Q- J.-P. Elkabbach-. C'est un grand jour pour la laïcité...
R- "Oui, je pense que c'est tout de même un évènement historique puisque l'on va voter cette loi sur les signes religieux à l'école, sur la laïcité. Ce n'est évidemment pas très souvent que la République se prononce sur les sujets aussi graves, de cet importance. C'est quand même un évènement historique."
Q-Cet après-midi, on va regarder l'Hémicycle de l'Assemblée nationale qui devrait donc donner et applaudir avec une majorité massive cette loi. On peut dire que c'est une victoire de la laïcité ?
R- "C'est une victoire de la laïcité, mais c'est une victoire pour tous les républicains, parce que c'est une très bonne loi et dans l'état actuel des choses, elle est très bien rédigée, elle est équilibrée puisque c'est une loi qui interdit les signes qui sont militants excessifs et elle autorise en revanche les signes discrets. Donc, c'est une loi d'équilibre."
Q- Pendant longtemps, vous ne l'avez pas voulu, vous n'avez pas cru qu'il y aurait la possibilité de cette loi.
R- "Je suis têtu et je dis ce que je pense donc je ne voulais pas d'autres rédactions que celle-là. D'autres rédactions étaient proposées dans le débat public et c'est vrai que j'étais contre les autres formulations de la loi.

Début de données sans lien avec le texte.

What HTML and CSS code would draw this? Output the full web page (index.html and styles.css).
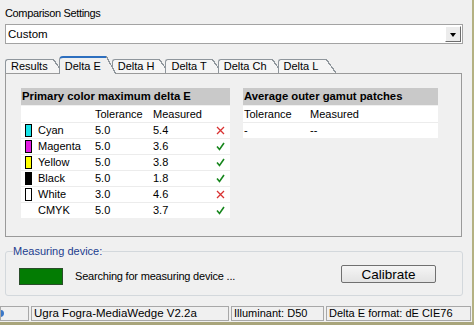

Celle-là, en revanche, me paraît équilibrer pour les raisons que je viens de vous indiquer, parce que c'est un loi qui vise, au fond, les communautarismes, c'est-à-dire que cette loi vise à faire une chose très simple : que l'on empêche nos classes de se structurer en communautés d'appartenance religieuse militantes. Ca, c'est une bonne chose. Il n'y a pas de raison que dans l'état actuel de la montée du racisme et de l'antisémitisme en particulier, qui est une montée spectaculaire depuis trois ans, qu'on laisse nos enfants s'organiser par communautés, à la limite militantes. C'est ce que vise la loi ; elle ne vise aucune religion en particulier, elle les respecte toutes mais elle vise à interdire la structuration des écoles en communautés militantes. C'est là le but de la loi et rien d'autre et cela me convient parfaitement. Mais il y avait d'autres formulations qui allaient dans un autre sens mais qui ne me convenaient pas."
Q- Donc, ce n'était pas un calvaire pour vous de voir monter la loi et de la voir bientôt votée ?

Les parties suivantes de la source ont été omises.